Upon her death, Hansberry left behind an unfinished semi-autobiographical novel plus three plays, also unfinished.

Since its Broadway debut, A Raisin in the Sun has been translated into more than thirty languages, including the language of the eastern German Sorbische minority, and has been produced in China, Czechoslovakia, France, England, and the Soviet Union. Raisin addresses specific problems of the Youngers, a black family living in Southside, Chicago. However, it also reflects the very real problems of all. Its universal appeal defies some of the early critics’ views as being simply “a play about Negroes”.

A brief synopsis of the play runs thus: Raisin narrates how a lower-class black family struggles to gain middle-class acceptance. Mama Younger, the sixty-year-old matriarch awaits a $10,000 insurance check from the death of her husband, Big Walter. The play focuses on how the money should be spent.
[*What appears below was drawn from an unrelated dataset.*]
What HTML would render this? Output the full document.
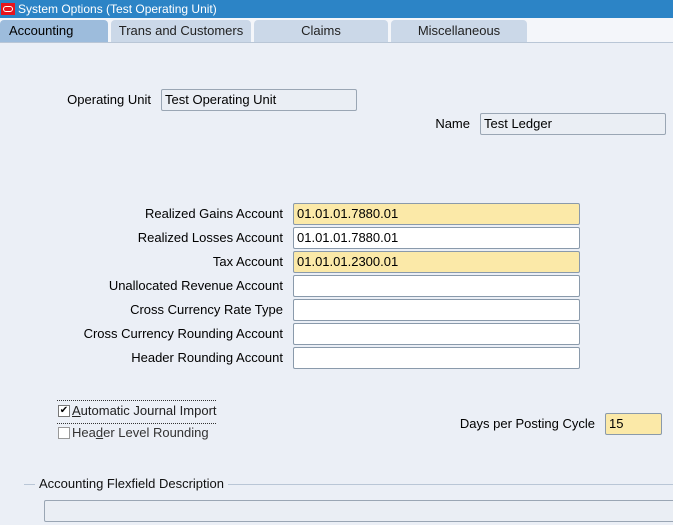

Walter Lee Younger, the son, is desperate to become a better provider for his family, which is why he would like to invest the entire sum in a liquor store with two friends. Mama is strongly opposed to the idea of selling liquor for ethical reasons, and quarrels erupt over their disagreements.

Mama decides to set part of her insurance money as a down payment on a house in a white neighborhood, but her conflict with her son grows worse, and to pacify him, she gives the money instead to Walter who promptly invests it in the liquor business.

Walter’s business partner runs off with the cash. The Younger family, however, decides to continue with Mama’s scheme and they finally move to a new neighborhood.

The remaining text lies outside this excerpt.